Goal —
Give every line back verbatim, dropping all images.

┌────────

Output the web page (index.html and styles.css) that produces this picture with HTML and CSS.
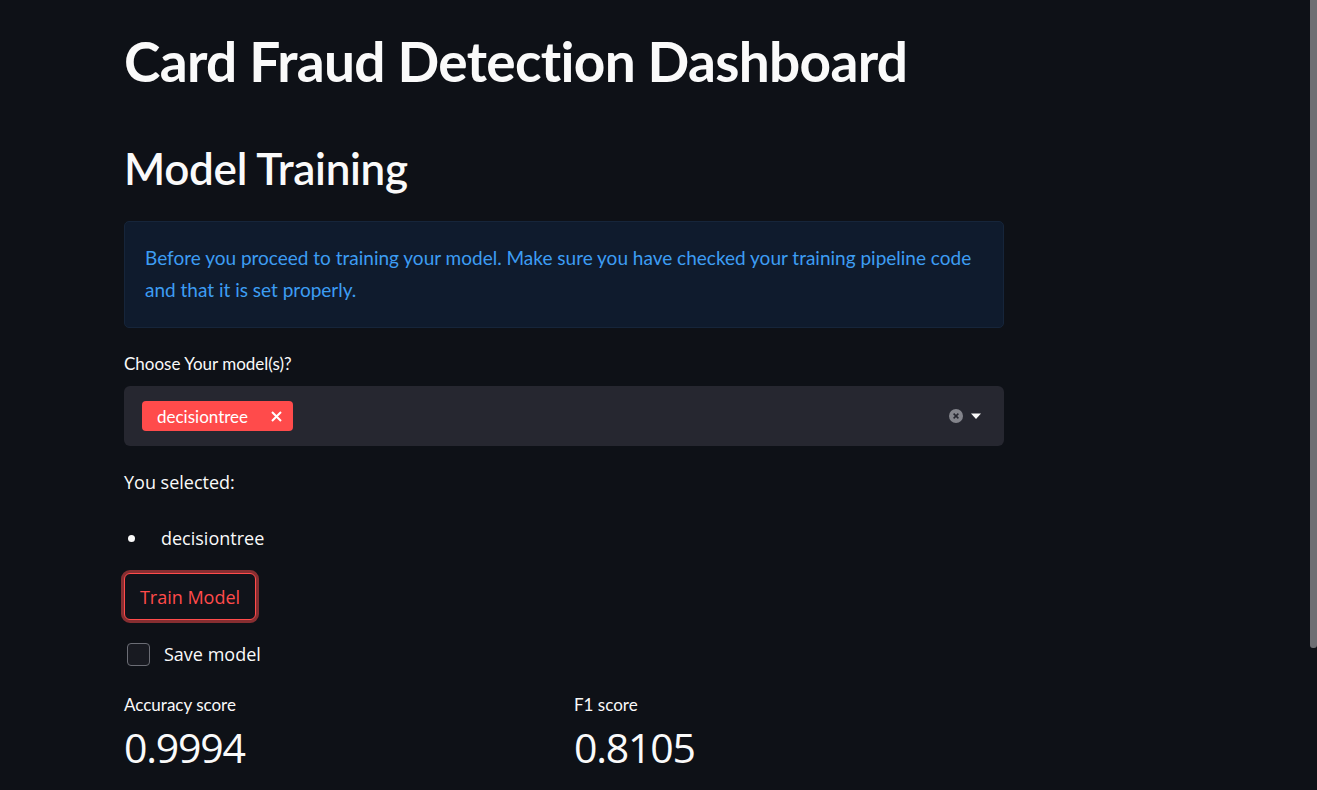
FILE: index.html
```html
<!DOCTYPE html>
<html lang="en">
<head>
<meta charset="utf-8">
<title>Card Fraud Detection Dashboard</title>
<link rel="stylesheet" href="styles.css">
</head>
<body>
<main class="main">
  <h1 class="title">Card Fraud Detection Dashboard</h1>
  <h2 class="subtitle">Model Training</h2>
  <div class="info">Before you proceed to training your model. Make sure you have checked your training pipeline code and that it is set properly.</div>
  <label class="field-label">Choose Your model(s)?</label>
  <div class="select">
    <span class="tag"><span class="tag-text">decisiontree</span><svg class="tag-x" width="11" height="11" viewBox="0 0 11 11"><path d="M1 1 L10 10 M10 1 L1 10" stroke="#ffffff" stroke-width="2"/></svg></span>
    <span class="select-icons">
      <svg class="clear-icon" width="14" height="14" viewBox="0 0 14 14"><circle cx="7" cy="7" r="7" fill="#83848b"/><path d="M4.6 4.6 L9.4 9.4 M9.4 4.6 L4.6 9.4" stroke="#262730" stroke-width="1.5"/></svg>
      <svg class="caret-icon" width="12" height="8" viewBox="0 0 12 8"><path d="M1 1.5 L11 1.5 L6 7 Z" fill="#fafafa"/></svg>
    </span>
  </div>
  <p class="md">You selected:</p>
  <ul class="list"><li>decisiontree</li></ul>
  <button class="btn">Train Model</button>
  <label class="check"><span class="box"></span><span class="check-text">Save model</span></label>
  <div class="metrics">
    <div class="metric"><div class="metric-label">Accuracy score</div><div class="metric-value">0.9994</div></div>
    <div class="metric"><div class="metric-label">F1 score</div><div class="metric-value">0.8105</div></div>
  </div>
</main>
<div class="scroll-thumb"></div>
</body>
</html>
```

FILE: styles.css
```css
html, body {
  margin: 0;
  padding: 0;
  height: 100%;
  overflow: hidden;
  background: #0e1117;
  color: #fafafa;
}
body {
  font-family: "Lato", "Liberation Sans", sans-serif;
}
.main {
  width: 880px;
  padding-left: 124px;
  display: flex;
  flex-direction: column;
  align-items: flex-start;
}
.title {
  margin: 28px 0 0 0;
  font-size: 55px;
  line-height: 66px;
  font-weight: 700;
  letter-spacing: -0.7px;
}
.subtitle {
  margin: 47px 0 0 0;
  font-size: 44px;
  line-height: 54px;
  font-weight: 600;
  letter-spacing: -0.3px;
}
.info {
  margin-top: 26px;
  box-sizing: border-box;
  width: 880px;
  padding: 20px 20px 21px 20px;
  background: #0f1b2d;
  border: 1px solid #16253a;
  border-radius: 5px;
  color: #3d9df3;
  font-size: 19px;
  line-height: 32px;
}
.field-label {
  margin-top: 25px;
  font-size: 17px;
  line-height: 22px;
}
.select {
  margin-top: 11px;
  box-sizing: border-box;
  width: 880px;
  height: 60px;
  background: #262730;
  border-radius: 6px;
  display: flex;
  align-items: center;
  justify-content: space-between;
  padding: 0 22px 0 18px;
}
.tag {
  height: 30px;
  box-sizing: border-box;
  background: #ff4b4b;
  border-radius: 4px;
  display: flex;
  align-items: center;
  padding: 0 11px 0 15px;
  font-size: 17px;
  color: #ffffff;
}
.tag-x {
  margin-left: 23px;
}
.select-icons {
  display: flex;
  align-items: center;
  gap: 7px;
}
.md {
  margin: 22px 0 0 0;
  font-family: "Open Sans", "Noto Sans", sans-serif;
  font-size: 18px;
  line-height: 28px;
}
.list {
  margin: 28px 0 0 0;
  padding: 0;
  list-style: none;
  font-family: "Open Sans", "Noto Sans", sans-serif;
  font-size: 18px;
  line-height: 28px;
}
.list li {
  display: flex;
  align-items: center;
}
.list li::before {
  content: "";
  width: 7px;
  height: 7px;
  border-radius: 50%;
  background: #fafafa;
  margin: 0 26px 0 4px;
}
.btn {
  margin-top: 21px;
  margin-left: 0;
  width: 132px;
  height: 47px;
  box-sizing: border-box;
  background: #10131a;
  border: 1px solid #ff4b4b;
  border-radius: 6px;
  box-shadow: 0 0 0 3px rgba(255, 75, 75, 0.5);
  color: #ff4b4b;
  font-family: "Open Sans", "Noto Sans", sans-serif;
  font-size: 18px;
  padding: 0;
}
.check {
  margin-top: 22px;
  display: flex;
  align-items: center;
  gap: 14px;
  padding-left: 3px;
}
.box {
  width: 21px;
  height: 21px;
  border: 1.5px solid #6b6d75;
  border-radius: 4px;
  background: #181a21;
}
.check-text {
  font-family: "Open Sans", "Noto Sans", sans-serif;
  font-size: 18px;
  line-height: 24px;
}
.metrics {
  margin-top: 28px;
  width: 880px;
  display: grid;
  grid-template-columns: 1fr 1fr;
  gap: 20px;
}
.metric-label {
  font-size: 17px;
  line-height: 22px;
}
.metric-value {
  margin-top: 6px;
  font-family: "Open Sans", "Noto Sans", sans-serif;
  font-size: 41px;
  line-height: 50px;
  letter-spacing: -1.2px;
}
.scroll-thumb {
  position: fixed;
  top: 0;
  right: 0;
  width: 7px;
  height: 648px;
  background: #6e6e73;
  border-radius: 0 0 3px 3px;
}
```
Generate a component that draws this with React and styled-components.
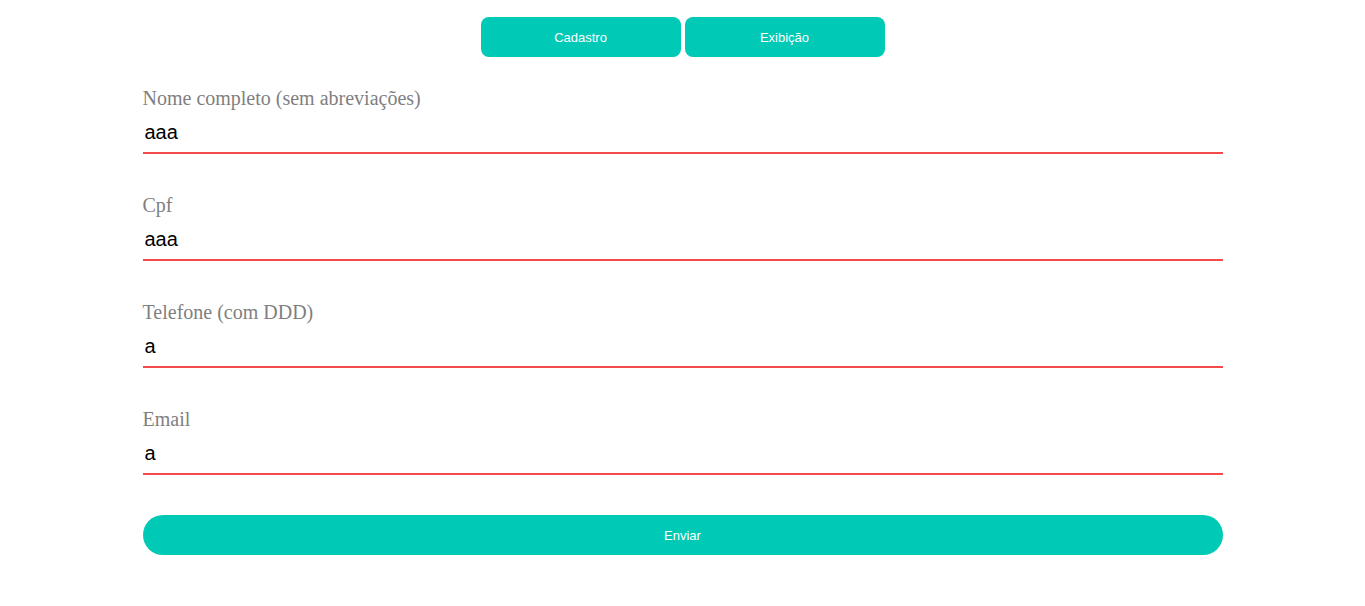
import React from 'react';
import styled, { createGlobalStyle } from 'styled-components';

const GlobalStyle = createGlobalStyle`
    body{
        margin:0;
        background:#fff;
        font-family:"Liberation Sans", Arial, sans-serif;
    }
`;

const fields = [
    { label: 'Nome completo (sem abreviações)', value: 'aaa' },
    { label: 'Cpf', value: 'aaa' },
    { label: 'Telefone (com DDD)', value: 'a' },
    { label: 'Email', value: 'a' },
];

function App() {
    return (
        <Page>
            <GlobalStyle />
            <Tabs>
                <TabBtn type="button">Cadastro</TabBtn>
                <TabBtn type="button">Exibição</TabBtn>
            </Tabs>
            <Form onSubmit={(e) => e.preventDefault()}>
                {fields.map((f) => (
                    <Field key={f.label}>
                        <Label>{f.label}</Label>
                        <Input type="text" defaultValue={f.value} />
                    </Field>
                ))}
                <SubmitBtn type="submit">Enviar</SubmitBtn>
            </Form>
        </Page>
    );
}

export default App;

const Page = styled.div`
    padding-top:17px;
    display:flex;
    flex-direction:column;
    align-items:center;
`;

const Tabs = styled.div`
    display:flex;
    gap:4px;
    margin-bottom:30px;
`;

const TabBtn = styled.button`
    width:200px;
    height:40px;
    border:0;
    border-radius:8px;
    background:#00c9b5;
    color:#fff;
    font-family:"Liberation Sans", Arial, sans-serif;
    font-size:13px;
    cursor:pointer;
`;

const Form = styled.form`
    width:1080px;
    display:flex;
    flex-direction:column;
    gap:40px;
`;

const Field = styled.div`
    display:flex;
    flex-direction:column;
`;

const Label = styled.label`
    font-family:"Liberation Serif", "Times New Roman", serif;
    font-size:20px;
    line-height:23px;
    color:#7f7f7f;
`;

const Input = styled.input`
    height:44px;
    box-sizing:border-box;
    padding:3px 2px 0;
    border:0;
    border-bottom:2px solid #f44a4a;
    outline:0;
    font-family:"Liberation Sans", Arial, sans-serif;
    font-size:20px;
    color:#000;
    background:transparent;
`;

const SubmitBtn = styled.button`
    height:40px;
    border:0;
    border-radius:20px;
    background:#00c9b5;
    color:#fff;
    font-family:"Liberation Sans", Arial, sans-serif;
    font-size:13px;
    cursor:pointer;
`;
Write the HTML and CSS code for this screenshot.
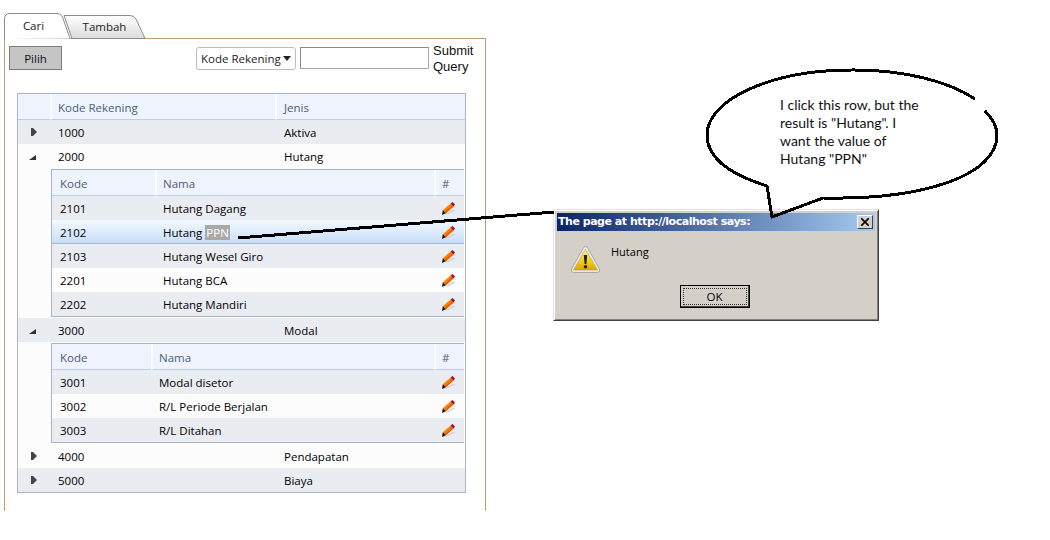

└────────

Reply —
Output the web page (index.html and styles.css) that produces this picture with HTML and CSS.
FILE: index.html
```html
<!DOCTYPE html>
<html lang="en">
<head>
<meta charset="utf-8">
<title>Card Fraud Detection Dashboard</title>
<link rel="stylesheet" href="styles.css">
</head>
<body>
<main class="main">
  <h1 class="title">Card Fraud Detection Dashboard</h1>
  <h2 class="subtitle">Model Training</h2>
  <div class="info">Before you proceed to training your model. Make sure you have checked your training pipeline code and that it is set properly.</div>
  <label class="field-label">Choose Your model(s)?</label>
  <div class="select">
    <span class="tag"><span class="tag-text">decisiontree</span><svg class="tag-x" width="11" height="11" viewBox="0 0 11 11"><path d="M1 1 L10 10 M10 1 L1 10" stroke="#ffffff" stroke-width="2"/></svg></span>
    <span class="select-icons">
      <svg class="clear-icon" width="14" height="14" viewBox="0 0 14 14"><circle cx="7" cy="7" r="7" fill="#83848b"/><path d="M4.6 4.6 L9.4 9.4 M9.4 4.6 L4.6 9.4" stroke="#262730" stroke-width="1.5"/></svg>
      <svg class="caret-icon" width="12" height="8" viewBox="0 0 12 8"><path d="M1 1.5 L11 1.5 L6 7 Z" fill="#fafafa"/></svg>
    </span>
  </div>
  <p class="md">You selected:</p>
  <ul class="list"><li>decisiontree</li></ul>
  <button class="btn">Train Model</button>
  <label class="check"><span class="box"></span><span class="check-text">Save model</span></label>
  <div class="metrics">
    <div class="metric"><div class="metric-label">Accuracy score</div><div class="metric-value">0.9994</div></div>
    <div class="metric"><div class="metric-label">F1 score</div><div class="metric-value">0.8105</div></div>
  </div>
</main>
<div class="scroll-thumb"></div>
</body>
</html>
```

FILE: styles.css
```css
html, body {
  margin: 0;
  padding: 0;
  height: 100%;
  overflow: hidden;
  background: #0e1117;
  color: #fafafa;
}
body {
  font-family: "Lato", "Liberation Sans", sans-serif;
}
.main {
  width: 880px;
  padding-left: 124px;
  display: flex;
  flex-direction: column;
  align-items: flex-start;
}
.title {
  margin: 28px 0 0 0;
  font-size: 55px;
  line-height: 66px;
  font-weight: 700;
  letter-spacing: -0.7px;
}
.subtitle {
  margin: 47px 0 0 0;
  font-size: 44px;
  line-height: 54px;
  font-weight: 600;
  letter-spacing: -0.3px;
}
.info {
  margin-top: 26px;
  box-sizing: border-box;
  width: 880px;
  padding: 20px 20px 21px 20px;
  background: #0f1b2d;
  border: 1px solid #16253a;
  border-radius: 5px;
  color: #3d9df3;
  font-size: 19px;
  line-height: 32px;
}
.field-label {
  margin-top: 25px;
  font-size: 17px;
  line-height: 22px;
}
.select {
  margin-top: 11px;
  box-sizing: border-box;
  width: 880px;
  height: 60px;
  background: #262730;
  border-radius: 6px;
  display: flex;
  align-items: center;
  justify-content: space-between;
  padding: 0 22px 0 18px;
}
.tag {
  height: 30px;
  box-sizing: border-box;
  background: #ff4b4b;
  border-radius: 4px;
  display: flex;
  align-items: center;
  padding: 0 11px 0 15px;
  font-size: 17px;
  color: #ffffff;
}
.tag-x {
  margin-left: 23px;
}
.select-icons {
  display: flex;
  align-items: center;
  gap: 7px;
}
.md {
  margin: 22px 0 0 0;
  font-family: "Open Sans", "Noto Sans", sans-serif;
  font-size: 18px;
  line-height: 28px;
}
.list {
  margin: 28px 0 0 0;
  padding: 0;
  list-style: none;
  font-family: "Open Sans", "Noto Sans", sans-serif;
  font-size: 18px;
  line-height: 28px;
}
.list li {
  display: flex;
  align-items: center;
}
.list li::before {
  content: "";
  width: 7px;
  height: 7px;
  border-radius: 50%;
  background: #fafafa;
  margin: 0 26px 0 4px;
}
.btn {
  margin-top: 21px;
  margin-left: 0;
  width: 132px;
  height: 47px;
  box-sizing: border-box;
  background: #10131a;
  border: 1px solid #ff4b4b;
  border-radius: 6px;
  box-shadow: 0 0 0 3px rgba(255, 75, 75, 0.5);
  color: #ff4b4b;
  font-family: "Open Sans", "Noto Sans", sans-serif;
  font-size: 18px;
  padding: 0;
}
.check {
  margin-top: 22px;
  display: flex;
  align-items: center;
  gap: 14px;
  padding-left: 3px;
}
.box {
  width: 21px;
  height: 21px;
  border: 1.5px solid #6b6d75;
  border-radius: 4px;
  background: #181a21;
}
.check-text {
  font-family: "Open Sans", "Noto Sans", sans-serif;
  font-size: 18px;
  line-height: 24px;
}
.metrics {
  margin-top: 28px;
  width: 880px;
  display: grid;
  grid-template-columns: 1fr 1fr;
  gap: 20px;
}
.metric-label {
  font-size: 17px;
  line-height: 22px;
}
.metric-value {
  margin-top: 6px;
  font-family: "Open Sans", "Noto Sans", sans-serif;
  font-size: 41px;
  line-height: 50px;
  letter-spacing: -1.2px;
}
.scroll-thumb {
  position: fixed;
  top: 0;
  right: 0;
  width: 7px;
  height: 648px;
  background: #6e6e73;
  border-radius: 0 0 3px 3px;
}
```
Generate a component that draws this with React and styled-components.
import React from 'react';
import styled, { createGlobalStyle } from 'styled-components';

const GlobalStyle = createGlobalStyle`
    body{
        margin:0;
        background:#fff;
        font-family:"Liberation Sans", Arial, sans-serif;
    }
`;

const fields = [
    { label: 'Nome completo (sem abreviações)', value: 'aaa' },
    { label: 'Cpf', value: 'aaa' },
    { label: 'Telefone (com DDD)', value: 'a' },
    { label: 'Email', value: 'a' },
];

function App() {
    return (
        <Page>
            <GlobalStyle />
            <Tabs>
                <TabBtn type="button">Cadastro</TabBtn>
                <TabBtn type="button">Exibição</TabBtn>
            </Tabs>
            <Form onSubmit={(e) => e.preventDefault()}>
                {fields.map((f) => (
                    <Field key={f.label}>
                        <Label>{f.label}</Label>
                        <Input type="text" defaultValue={f.value} />
                    </Field>
                ))}
                <SubmitBtn type="submit">Enviar</SubmitBtn>
            </Form>
        </Page>
    );
}

export default App;

const Page = styled.div`
    padding-top:17px;
    display:flex;
    flex-direction:column;
    align-items:center;
`;

const Tabs = styled.div`
    display:flex;
    gap:4px;
    margin-bottom:30px;
`;

const TabBtn = styled.button`
    width:200px;
    height:40px;
    border:0;
    border-radius:8px;
    background:#00c9b5;
    color:#fff;
    font-family:"Liberation Sans", Arial, sans-serif;
    font-size:13px;
    cursor:pointer;
`;

const Form = styled.form`
    width:1080px;
    display:flex;
    flex-direction:column;
    gap:40px;
`;

const Field = styled.div`
    display:flex;
    flex-direction:column;
`;

const Label = styled.label`
    font-family:"Liberation Serif", "Times New Roman", serif;
    font-size:20px;
    line-height:23px;
    color:#7f7f7f;
`;

const Input = styled.input`
    height:44px;
    box-sizing:border-box;
    padding:3px 2px 0;
    border:0;
    border-bottom:2px solid #f44a4a;
    outline:0;
    font-family:"Liberation Sans", Arial, sans-serif;
    font-size:20px;
    color:#000;
    background:transparent;
`;

const SubmitBtn = styled.button`
    height:40px;
    border:0;
    border-radius:20px;
    background:#00c9b5;
    color:#fff;
    font-family:"Liberation Sans", Arial, sans-serif;
    font-size:13px;
    cursor:pointer;
`;
Write the HTML and CSS code for this screenshot.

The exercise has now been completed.